How to Tell the Difference Between Negotiations and Extortion

  
Michele Trausch and Neil Bardack
September 22, 2014

The court of appeal in Stenehjem v. Sareen, 226 Cal.App.4th 1405 (2014) recently revisited the question of when aggressive or belligerent pre-litigation negotiations cross the line from “veiled threats” to criminal extortion. Once determined to be the crime of extortion, the statements are not protected speech under the litigation privilege in Civ. Code section 47 or under the anti-SLAPP statute in Code Civ. Proc. Section 425.16. But how do you know in advance where that line is?

The communication in Sareen was an email from the client to his employer in which threatened to expose the President to federal authorities for alleged violations of the False Claims Act. The allegations of wrongful acts may have been true and the email did not identify the specific criminal behavior. Normally reporting criminal activity would be a valid exercise of civic duty, but in the context of a dispute, the motive for doing so may be the elements of the crime of extortion. It is obvious that threatening an administrative claim or making a criminal complaint that might be otherwise justified by the adverse party’s behavior, cannot be tied to a demand for something in return from the adverse party, it could be extortion as a matter of law because one cannot use threat of criminal process to collect a debt. Here the court was more focused on the context of the communication and held that vague, veiled threats or innuendo are equally actionable. So what if you just mention that you know of facts of wrongful behavior by an adverse party in the context of dispute between your client and that party, but say nothing more? This may cross the line because all that is needed to constitute extortion is language from which a threat can be implied. The crime may be complete whether or not a demand for a specific sum of money or result is made.
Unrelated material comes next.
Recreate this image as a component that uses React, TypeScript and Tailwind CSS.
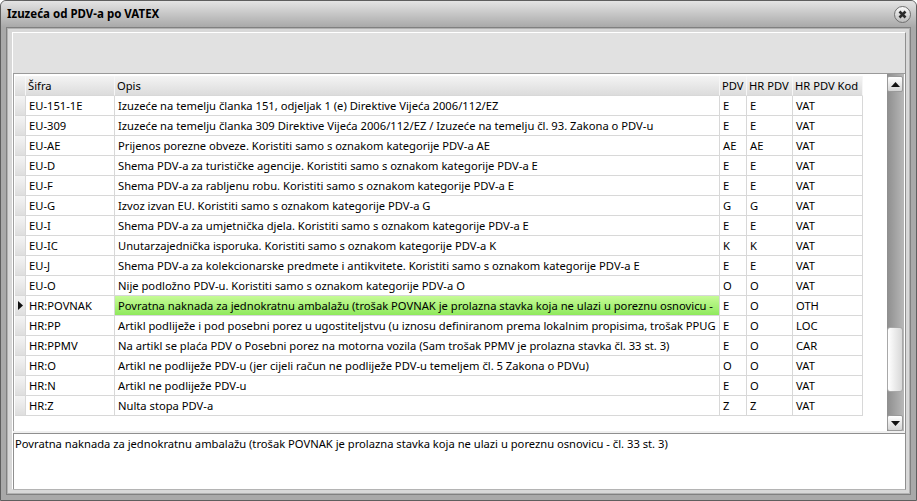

The threat need not be apparent from the face of the communication or even necessary that it be implied from the language.

Gratuitous comments about bad behavior that is not relevant to the dispute at hand but would be embarrassing to party should never be made. This is not to suggest that identifying specific wrongful behavior of the opposing party cannot be used if it is germane to the dispute at hand, it just cannot be inferred that the failure to resolve the claim of your client could lead to consequences i.e. public disclosure or worse, other than civil litigation with your client. Lawyers are prohibited by the Rules of Professional Conduct from threatening reporting criminal conduct, but your client should also be cautioned not to deliver that message, either verbally or in writing. If you feel that it is important enough to raise such issues in the context of representing a client, get a second opinion on the letter or email on whether the subject should even be raised, before you make any comment, and counsel your client not to do it without your prior approval. If you get “dirt” on an adversary, there is a temptation to use it for the client’s advantage, resist the urge unless it is relevant to the dispute and do so cautiously by carefully considering your motives in using it.